3/16/23: Virtual Talks with Video Activists: “Notes and Images from the Viet Nam War”

A screening/discussion of "For Teachers and Students–Notes and Images from the Viet Nam War" with filmmaker Jill Godmilow, moderated by Ricky Herbst.

A full replay of the March 16 event.

Join us for a screening and discussion of Jill Godmilow’s 45-minute film For Teachers and Students–Notes and Images from the Viet Nam War.

Since her Oscar-nominated feature Antonia: A Portrait of the Woman was released in 1974, Godmilow has been at the forefront of non-fiction film and video in the United States, producing a relentlessly inventive, hugely varied range of works, each of which finds news ways of communicating, and interrogating, historical truths – entries in which Godmilow dubs a “postrealist” cinema. Created as a response to Ken Burns and Lynn Novick’s The Vietnam War, Notes and Images from the Viet Nam War provides an alternative to (and critique of) the PBS series’ ideological and historical assumptions, as well as its 17-hour runtime. Godmilow’s compact video, by contrast, is an enormously powerful burst of history and analysis, a clear-eyed account of an unjust war that always places humans and humanity front and center. The video is absorbing and urgent enough to compel any viewer, but it was explicitly designed to be used by high school teachers and students – 45 minutes, perfect for a a single class meeting.

Godmilow’s focus is not on political pronouncements or military strategy but on the human cost of the war to both sides. Everyone had a plan, everyone had a goal, everyone rationalized their actions, but in the thick of all this, the horrendous cost of a pointless war relentlessly accumulated. Godmilow makes this painfully obvious with her superbly orchestrated montage of visual evidence and verbal judgment.”

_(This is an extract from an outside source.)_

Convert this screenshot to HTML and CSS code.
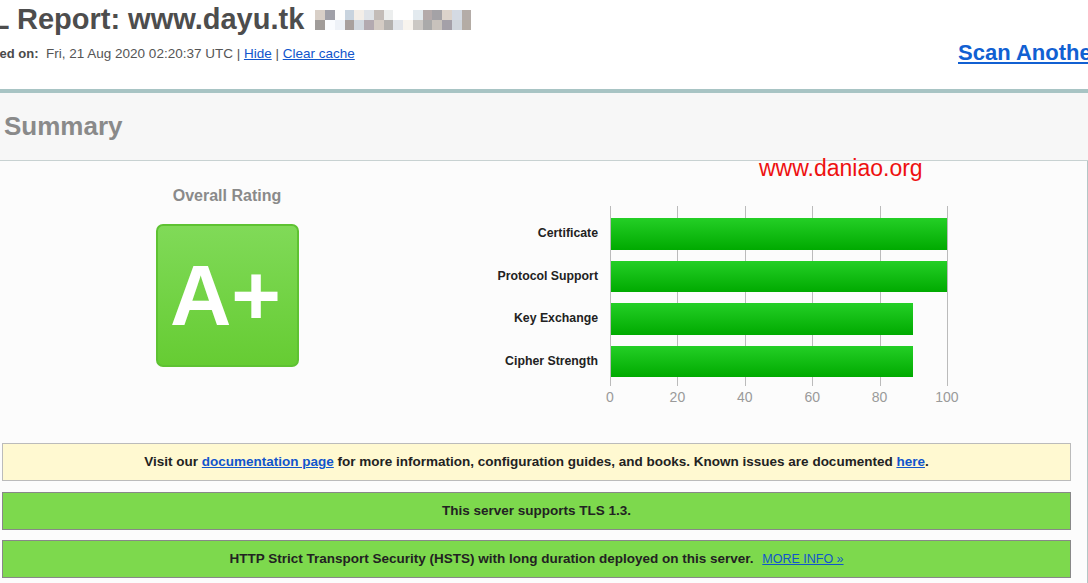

Bill Nichols, Cineaste Magazine


About Jill Godmilow

Jill Godmilow is professor emerita in the Department of Film, Television, and Theatre at the University of Notre Dame. Her acclaimed films include the Academy Award–nominated Antonia: A Portrait of the Woman (1974); Waiting for the Moon (1987), which won best feature film at the Sundance Film Festival; and What Farocki Taught, which was featured at the 2000 Whitney Biennial. In 2015, she was knighted by President Komorowski of Poland and awarded the Knight’s Cross of the Order of Merit of the Republic of Poland for her film Far From Poland. She is the author of Kill the Documentary: A Letter to Filmmakers, Students, and Scholars (Columbia University Press).

About Ricky Herbst

Ricky Herbst is the Cinema Program Manager of the University of Notre Dame’s Browning Cinema, where he curates its year-round screenings, exhibitions, and film festivals. He has a background in film and non-profit arts, but also in law and criminology, holding an M. Phil in Criminological Research from the University of Cambridge and a J.D. from Yale Law in addition to a B.A. in Psychology and in Film, Television, and Theatre from Notre Dame.

Note: Live captioning will be available. Please email [email protected] with additional accessibility requests.

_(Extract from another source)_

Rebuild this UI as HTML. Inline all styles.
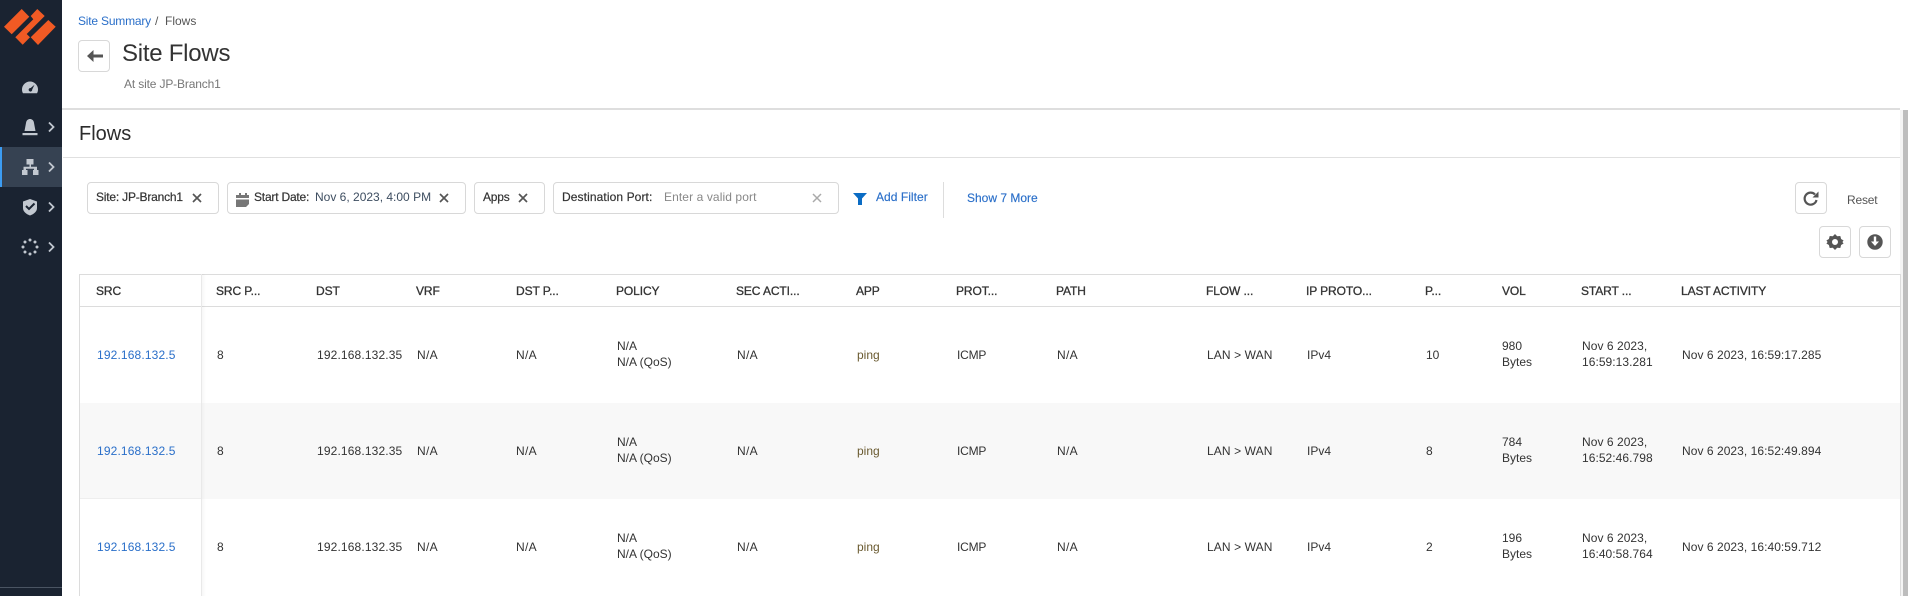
<!DOCTYPE html>
<html><head><meta charset="utf-8">
<style>
html,body{margin:0;padding:0;width:1908px;height:596px;overflow:hidden;background:#fff}
body{position:relative;font-family:"Liberation Sans",sans-serif;font-size:12px;color:#333}
.a{position:absolute}
.t{position:absolute;white-space:nowrap;line-height:15px}
.t.two{line-height:16px;margin-top:-1px}
.box{position:absolute;box-sizing:border-box;border:1px solid #d8d8d8;border-radius:4px;background:#fff}
.h{position:absolute;white-space:nowrap;top:284px;line-height:15px;font-size:12px;color:#333;-webkit-text-stroke:.3px #333;letter-spacing:-.1px}
.l{color:#2a6fc9}
.n{letter-spacing:.14px}
.na{letter-spacing:.3px}
.d{letter-spacing:.05px}
.p{color:#6a5a30}
svg{position:absolute;overflow:visible}
</style></head><body>
<!-- sidebar -->
<div class="a" style="left:0;top:0;width:62px;height:596px;background:#1a2331"></div>
<div class="a" style="left:0;top:147px;width:62px;height:40px;background:#364252"></div>
<div class="a" style="left:0;top:147px;width:2px;height:40px;background:#3c9cf2"></div>
<div class="a" style="left:0;top:587px;width:62px;height:1px;background:#4a5462"></div>
<svg style="left:0;top:0" width="62" height="50" viewBox="0 0 62 50">
<path fill="#f15a24" d="M4 26.700 21.700 9 29.300 16.700 11.700 34.300Z"/>
<path fill="#f15a24" d="M15.300 37.300 33.300 19.300 30.700 16 37.300 9 44.700 16 26.700 34 30 37.300 22.700 44.700Z"/>
<path fill="#f15a24" d="M30.700 37.300 48.300 20 55.700 26.700 38 45Z"/>
</svg>
<svg style="left:0;top:70px" width="62" height="200" viewBox="0 70 62 200" fill="#c2c8d0">
<path fill-rule="evenodd" d="M30 81.500a8 8 0 0 1 8 8c0 1.500-.4 2.800-1 3.800H23c-.6-1-1-2.300-1-3.800a8 8 0 0 1 8-8Zm4.500 3.200-3.800 3.300a1.800 1.800 0 1 0 1.500 1.500Z"/>
<path d="M24.500 131l1.700-9c.4-1.700 2-3 3.800-3s3.400 1.300 3.800 3l1.700 9Z"/><rect x="22.500" y="133" width="15" height="2.200"/>
<path d="M26.500 159h7v5.500h-2.500v2.200h6v3.300h1.500v5h-5.500v-5H34v-1.300h-8V170h1.500v5H22v-5h1.500v-3.300h6v-2.200h-3Z"/>
<path d="M30 199l7 2.500v6.500c0 3.500-3 6-7 7.500-4-1.500-7-4-7-7.500v-6.500Z"/>
<path fill="none" stroke="#1a2331" stroke-width="2" d="M26 206l3 3 5.500-5.500"/>
<g><circle cx="30" cy="240" r="1.500"/><circle cx="35" cy="242" r="1.500"/><circle cx="37" cy="247" r="1.500"/><circle cx="35" cy="252" r="1.500"/><circle cx="30" cy="254" r="1.500"/><circle cx="25" cy="252" r="1.500"/><circle cx="23" cy="247" r="1.500"/><circle cx="25" cy="242" r="1.500"/></g>
<g fill="none" stroke="#c2c8d0" stroke-width="1.800"><path d="M49 122.500l4.500 4.500-4.500 4.500"/><path d="M49 162.500l4.500 4.500-4.500 4.500"/><path d="M49 202.500l4.500 4.500-4.500 4.500"/><path d="M49 242.500l4.500 4.500-4.500 4.500"/></g>
</svg>
<!-- header -->
<div class="t l" style="left:78px;top:14px;letter-spacing:-.2px">Site Summary</div>
<div class="t" style="left:155px;top:14px;color:#555">/</div>
<div class="t" style="left:165px;top:14px;color:#555">Flows</div>
<div class="box" style="left:78px;top:40px;width:32px;height:32px"></div>
<svg style="left:78px;top:40px" width="32" height="32" viewBox="0 0 32 32"><path fill="#555" d="M9 16l6.500-6v4.500H25v3h-9.500V22Z"/></svg>
<div class="t" style="left:122px;top:39px;font-size:24px;line-height:30px;color:#333;letter-spacing:-.25px">Site Flows</div>
<div class="t" style="left:124px;top:77px;color:#777;font-size:12px;letter-spacing:-.15px">At site JP-Branch1</div>
<div class="a" style="left:62px;top:108px;width:1838px;height:2px;background:#dedede"></div>
<div class="t" style="left:79px;top:121px;font-size:20px;line-height:26px;color:#2c2c2c">Flows</div>
<div class="a" style="left:63px;top:157px;width:1837px;height:1px;background:#e0e0e0"></div>
<!-- chips -->
<div class="box" style="left:87px;top:182px;width:132px;height:32px"></div>
<div class="t" style="left:96px;top:190px;letter-spacing:-.2px;-webkit-text-stroke:.2px #333">Site: JP-Branch1</div>
<svg style="left:192px;top:193px" width="10" height="10" fill="none" stroke="#555" stroke-width="1.700"><path d="M1 1l8 8M9 1l-8 8"/></svg>
<div class="box" style="left:227px;top:182px;width:239px;height:32px"></div>
<svg style="left:236px;top:193px" width="14" height="15" viewBox="0 0 14 15" fill="#777"><rect x="3" y="0" width="2" height="2"/><rect x="9" y="0" width="2" height="2"/><rect x="0" y="2" width="13" height="3"/><path d="M0 6.500h13V11l-3 3H0ZM7 9h4v1H7Z"/></svg>
<div class="t" style="left:254px;top:190px;letter-spacing:-.2px;-webkit-text-stroke:.2px #333">Start Date:</div>
<div class="t" style="left:315px;top:190px;color:#3d4d60;letter-spacing:0">Nov 6, 2023, 4:00 PM</div>
<svg style="left:439px;top:193px" width="10" height="10" fill="none" stroke="#555" stroke-width="1.700"><path d="M1 1l8 8M9 1l-8 8"/></svg>
<div class="box" style="left:474px;top:182px;width:71px;height:32px"></div>
<div class="t" style="left:483px;top:190px;letter-spacing:-.2px;-webkit-text-stroke:.2px #333">Apps</div>
<svg style="left:518px;top:193px" width="10" height="10" fill="none" stroke="#555" stroke-width="1.700"><path d="M1 1l8 8M9 1l-8 8"/></svg>
<div class="box" style="left:553px;top:182px;width:286px;height:32px"></div>
<div class="t" style="left:562px;top:190px;letter-spacing:.1px;-webkit-text-stroke:.2px #333">Destination Port:</div>
<div class="t" style="left:664px;top:190px;color:#888;letter-spacing:.1px">Enter a valid port</div>
<svg style="left:812px;top:193px" width="10" height="10" fill="none" stroke="#aaa" stroke-width="1.500"><path d="M1 1l8 8M9 1l-8 8"/></svg>
<svg style="left:853px;top:193px" width="14" height="12" viewBox="0 0 14 12"><path fill="#0b6cc4" d="M0 0h14L9 5.500V12H5V5.500Z"/></svg>
<div class="t l" style="left:876px;top:190px;letter-spacing:.04px;-webkit-text-stroke:.15px #2a6fc9">Add Filter</div>
<div class="a" style="left:943px;top:182px;width:1px;height:36px;background:#ddd"></div>
<div class="t l" style="left:967px;top:191px;letter-spacing:0;-webkit-text-stroke:.15px #2a6fc9">Show 7 More</div>
<!-- tools -->
<div class="box" style="left:1795px;top:182px;width:32px;height:32px"></div>
<svg style="left:1795px;top:182px" width="32" height="32" viewBox="0 0 32 32" fill="none" stroke="#555" stroke-width="2.200"><path d="M20 12.500A6 6 0 1 0 21.500 18"/><path fill="#555" stroke="none" d="M23.500 9.500v6h-6Z"/></svg>
<div class="t" style="left:1847px;top:193px;color:#555;font-size:12px;letter-spacing:-.2px">Reset</div>
<div class="box" style="left:1819px;top:226px;width:32px;height:32px"></div>
<svg style="left:1819px;top:226px" width="32" height="32" viewBox="0 0 32 32"><path fill="#555" fill-rule="evenodd" d="M16 8.500l2.200 2.300 3.100-.3.800 3 2.500 1.500-1.200 1.500 1.200 1.500-2.500 1.500-.8 3-3.100-.3-2.200 2.300-2.200-2.300-3.100.3-.8-3-2.500-1.500 1.200-1.500-1.200-1.500 2.500-1.500.8-3 3.100.3ZM16 13.500a3 3 0 1 0 0 6 3 3 0 0 0 0-6Z" transform="translate(0 -.5)"/></svg>
<div class="box" style="left:1859px;top:226px;width:32px;height:32px"></div>
<svg style="left:1859px;top:226px" width="32" height="32" viewBox="0 0 32 32"><circle cx="16" cy="16" r="7.700" fill="#555"/><path fill="#fff" d="M14.800 10.500h2.400v5h2.800L16 20l-4-4.500h2.800Z"/></svg>
<!-- scrollbar -->
<div class="a" style="left:1900px;top:110px;width:8px;height:486px;background:#f4f4f4"></div>
<div class="a" style="left:1903px;top:110px;width:5px;height:486px;background:#bdbdbd"></div>
<!-- table -->
<div class="a" style="left:79px;top:274px;width:1822px;height:1px;background:#dcdcdc"></div>
<div class="a" style="left:79px;top:306px;width:1822px;height:1px;background:#dcdcdc"></div>
<div class="a" style="left:79px;top:274px;width:1px;height:322px;background:#dcdcdc"></div>
<div class="a" style="left:1900px;top:274px;width:1px;height:322px;background:#dcdcdc"></div>
<div class="a" style="left:80px;top:403px;width:1820px;height:96px;background:#f8f8f8"></div>
<div class="a" style="left:201px;top:274px;width:1px;height:322px;background:#e9e9e9"></div>
<div class="a" style="left:202px;top:274px;width:4px;height:322px;background:linear-gradient(90deg,rgba(0,0,0,.03),rgba(0,0,0,0))"></div>
<div class="a" style="left:80px;top:498px;width:121px;height:1px;background:#eee"></div>
<div class="h" style="left:96px">SRC</div>
<div class="h" style="left:216px">SRC P...</div>
<div class="h" style="left:316px">DST</div>
<div class="h" style="left:416px">VRF</div>
<div class="h" style="left:516px">DST P...</div>
<div class="h" style="left:616px">POLICY</div>
<div class="h" style="left:736px">SEC ACTI...</div>
<div class="h" style="left:856px">APP</div>
<div class="h" style="left:956px">PROT...</div>
<div class="h" style="left:1056px">PATH</div>
<div class="h" style="left:1206px">FLOW ...</div>
<div class="h" style="left:1306px">IP PROTO...</div>
<div class="h" style="left:1425px">P...</div>
<div class="h" style="left:1502px">VOL</div>
<div class="h" style="left:1581px">START ...</div>
<div class="h" style="left:1681px">LAST ACTIVITY</div>
<!-- row 1 -->
<div class="t l n" style="left:97px;top:348px">192.168.132.5</div>
<div class="t" style="left:217px;top:348px">8</div>
<div class="t n" style="left:317px;top:348px">192.168.132.35</div>
<div class="t na" style="left:417px;top:348px">N/A</div>
<div class="t na" style="left:516px;top:348px">N/A</div>
<div class="t two" style="left:617px;top:339px">N/A<br>N/A (QoS)</div>
<div class="t na" style="left:737px;top:348px">N/A</div>
<div class="t p" style="left:857px;top:348px">ping</div>
<div class="t" style="left:957px;top:348px;letter-spacing:-.2px">ICMP</div>
<div class="t na" style="left:1057px;top:348px">N/A</div>
<div class="t" style="left:1207px;top:348px;letter-spacing:.1px">LAN &gt; WAN</div>
<div class="t" style="left:1307px;top:348px">IPv4</div>
<div class="t" style="left:1426px;top:348px">10</div>
<div class="t two" style="left:1502px;top:339px">980<br>Bytes</div>
<div class="t two d" style="left:1582px;top:339px">Nov 6 2023,<br>16:59:13.281</div>
<div class="t d" style="left:1682px;top:348px">Nov 6 2023, 16:59:17.285</div>
<!-- row 2 -->
<div class="t l n" style="left:97px;top:444px">192.168.132.5</div>
<div class="t" style="left:217px;top:444px">8</div>
<div class="t n" style="left:317px;top:444px">192.168.132.35</div>
<div class="t na" style="left:417px;top:444px">N/A</div>
<div class="t na" style="left:516px;top:444px">N/A</div>
<div class="t two" style="left:617px;top:435px">N/A<br>N/A (QoS)</div>
<div class="t na" style="left:737px;top:444px">N/A</div>
<div class="t p" style="left:857px;top:444px">ping</div>
<div class="t" style="left:957px;top:444px;letter-spacing:-.2px">ICMP</div>
<div class="t na" style="left:1057px;top:444px">N/A</div>
<div class="t" style="left:1207px;top:444px;letter-spacing:.1px">LAN &gt; WAN</div>
<div class="t" style="left:1307px;top:444px">IPv4</div>
<div class="t" style="left:1426px;top:444px">8</div>
<div class="t two" style="left:1502px;top:435px">784<br>Bytes</div>
<div class="t two d" style="left:1582px;top:435px">Nov 6 2023,<br>16:52:46.798</div>
<div class="t d" style="left:1682px;top:444px">Nov 6 2023, 16:52:49.894</div>
<!-- row 3 -->
<div class="t l n" style="left:97px;top:540px">192.168.132.5</div>
<div class="t" style="left:217px;top:540px">8</div>
<div class="t n" style="left:317px;top:540px">192.168.132.35</div>
<div class="t na" style="left:417px;top:540px">N/A</div>
<div class="t na" style="left:516px;top:540px">N/A</div>
<div class="t two" style="left:617px;top:531px">N/A<br>N/A (QoS)</div>
<div class="t na" style="left:737px;top:540px">N/A</div>
<div class="t p" style="left:857px;top:540px">ping</div>
<div class="t" style="left:957px;top:540px;letter-spacing:-.2px">ICMP</div>
<div class="t na" style="left:1057px;top:540px">N/A</div>
<div class="t" style="left:1207px;top:540px;letter-spacing:.1px">LAN &gt; WAN</div>
<div class="t" style="left:1307px;top:540px">IPv4</div>
<div class="t" style="left:1426px;top:540px">2</div>
<div class="t two" style="left:1502px;top:531px">196<br>Bytes</div>
<div class="t two d" style="left:1582px;top:531px">Nov 6 2023,<br>16:40:58.764</div>
<div class="t d" style="left:1682px;top:540px">Nov 6 2023, 16:40:59.712</div>
</body></html>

This event is free to attend. Media Burn is a 501(c)3 nonprofit, and we depend on donations to continue our work. Please consider making a donation along with your ticket signup, or at https://mediaburn.org/donate, or by texting MEDIABURN to 44321.

Free registration here!



You can be the first one to leave a comment.

Leave a Comment


Copyright © 2024 Media Burn Archive.
Media Burn Archive | 935 W Chestnut St Suite 405 Chicago IL 60642
(312) 964-5020 | [email protected]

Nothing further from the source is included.